Wednesday 29 December 2010

Daniel Hannan

Daniel Hannan is a writer and journalist, and has been Conservative MEP for South East England since 1999. He speaks French and Spanish and loves Europe, but believes that the European Union is making its constituent nations poorer, less democratic and less free.

We oppose the EU by more than two-to-one;


Europhiles claim we favour it 'in practice'

People understand that the alternative to the EU is intergovernmental co-operation

People understand that the alternative to the EU is intergovernmental co-operation

The Fabian Society has commissioned a survey of British attitudes to the EU. On his blog, the amiable Sunder Katwala summarises the findings as follows: “The British public are sceptical of the EU as an idea, yet rather in favour of having more of it in practice”.

What? According to the survey, 45 per cent of us say EU membership has been bad for Britain, as against 22 per cent who say it has been good – a finding in line with recent polls. In what sense, then, do we want “more of it in practice”?

Sunder infers his optimistic interpretation from replies suggesting that most of us want European states to collaborate with each other on climate change, fighting terrorism, stimulating economic growth and so on.

But here’s the thing, Sunder, old chum: no one is arguing against international co-operation. The alternative to Brussels supranationalism is not autarky, but intergovernmentalism.

Take, for instance, the issue of crime and terrorism. “Crime doesn’t recognise national borders,” say Eurocrats sententiously, as though delivering themselves of an original insight. Indeed it doesn’t, which is why independent states have created a series of international judicial mechanisms: extradition treaties, the mutual recognition of court judgments, the Hague Convention, acknowledgment of time spent in another country’s prison as part of a sentence, collaboration among intelligence agencies, Interpol and so on.

Such mechanisms have two advantages over the EU’s common judicial space. First, they are global, linking hundreds of police and judicial systems rather than just 27. Second, they have been evolved bottom-up, in response to identified need, rather than being imposed top-down in pursuit of political integration. If you think the European Arrest Warrant is superior to the traditional extradition process, take five minutes to look at this appalling case.

What goes for criminal justice goes across the board. Fish don’t acknowledge territorial limits. So which is better: multi-lateral agreements to preserve stocks, or the ecological calamity of the CFP? Financial services are a global industry. So do we pursue international agreements, such as Basel III, or do we subject our banks to the heavy-fisted control of Brussels regulators?
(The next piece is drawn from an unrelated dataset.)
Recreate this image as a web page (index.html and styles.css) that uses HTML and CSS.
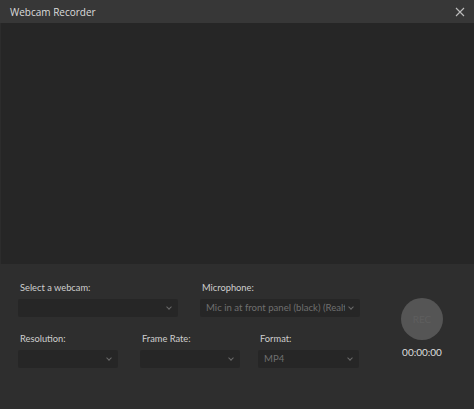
FILE: index.html
```html
<!doctype html>
<html lang="en">
<head>
	<meta charset="utf-8">
	<title>Webcam Recorder</title>
	<link rel="stylesheet" href="styles.css">
</head>
<body>
<div class="window">
	<div class="titlebar">
		<span class="title">Webcam Recorder</span>
		<span class="close">
			<svg width="10" height="10" viewBox="0 0 10 10"><path d="M1 1 L9 9 M9 1 L1 9" stroke="#bdbdbd" stroke-width="1.1" fill="none"/></svg>
		</span>
	</div>

	<div class="preview"></div>

	<div class="panel">
		<div class="fields">
			<div class="row row-top">
				<div class="field wide">
					<label>Select a webcam:</label>
					<div class="select"><span class="val"></span><i class="chev"></i></div>
				</div>
				<div class="field wide">
					<label>Microphone:</label>
					<div class="select"><span class="val">Mic in at front panel (black) (Realtek High Definition Audio)</span><i class="chev"></i></div>
				</div>
			</div>
			<div class="row row-bottom">
				<div class="field narrow">
					<label>Resolution:</label>
					<div class="select"><span class="val"></span><i class="chev"></i></div>
				</div>
				<div class="field narrow">
					<label>Frame Rate:</label>
					<div class="select"><span class="val"></span><i class="chev"></i></div>
				</div>
				<div class="field narrow format">
					<label>Format:</label>
					<div class="select"><span class="val">MP4</span><i class="chev"></i></div>
				</div>
			</div>
		</div>
		<div class="rec-box">
			<button class="rec">REC</button>
			<div class="timer">00:00:00</div>
		</div>
	</div>
</div>
</body>
</html>
```

FILE: styles.css
```css
html,body{
	margin:0;
	padding:0;
	background:#2e2e2e;
	font-family:"Lato","Open Sans",sans-serif;
	font-size:10px;
	color:#d0d0d0;
}
*{
	box-sizing:border-box;
}
.window{
	width:474px;
	height:409px;
	display:flex;
	flex-direction:column;
	background:#2e2e2e;
}
	.titlebar{
		height:23px;
		background:#373737;
		display:flex;
		align-items:center;
		justify-content:space-between;
		padding:0 10px 0 10px;
	}
	.title{
		font-family:"Open Sans",sans-serif;
		color:#dcdcdc;
		font-size:10px;
	}
	.close{
		display:flex;
		margin-right:-1px;
	}
	.preview{
		height:241px;
		background:#262626;
		border-left:1px solid #2c2c2c;
	}
	.panel{
		flex:1;
		display:flex;
		padding:17px 0 0 18px;
	}
	.fields{
		width:344px;
		flex:none;
	}
	.row{
		display:flex;
	}
	.row-top{
		gap:22px;
		margin-bottom:15px;
	}
	.row-bottom{
		gap:22px;
	}
	.field label{
		display:block;
		color:#cfcfcf;
		font-size:9.3px;
		line-height:13px;
		padding-left:2px;
		margin-bottom:5px;
	}
	.field.wide{
		width:160px;
	}
	.field.narrow{
		width:100px;
	}
	.field.format{
		width:101px;
		margin-left:-4px;
	}
	.select{
		height:18px;
		background:#262626;
		border-radius:2px;
		display:flex;
		align-items:center;
		padding:0 5px 0 6px;
	}
	.select .val{
		flex:1;
		white-space:nowrap;
		overflow:hidden;
		color:#6f6f6f;
		font-size:9.6px;
		line-height:18px;
	}
	.chev{
		width:4px;
		height:4px;
		border-right:1px solid #6a6a6a;
		border-bottom:1px solid #6a6a6a;
		transform:rotate(45deg);
		margin:0 2px 2px 4px;
	}
	.rec-box{
		flex:1;
		display:flex;
		flex-direction:column;
		align-items:center;
		padding:17px 0 0 8px;
	}
	.rec{
		width:42px;
		height:42px;
		border-radius:50%;
		border:none;
		background:#555555;
		color:#5e5e5e;
		font-family:"Lato",sans-serif;
		font-size:10px;
		padding:0;
	}
	.timer{
		margin-top:6px;
		color:#dedede;
		font-size:10px;
	}
```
In more than twenty years of arguing about the EU, I have come across this fallacy over and over again. “You Eurosceptics think we can survive alone in the world, we have to work with our neighbours blah blah”. There is something almost heroic about the persistence with which Europhiles inveigh against a position which no one is taking. As the Fabian poll shows, the country as a whole knows it. People, as I never tire of pointing out, are wiser than their leaders.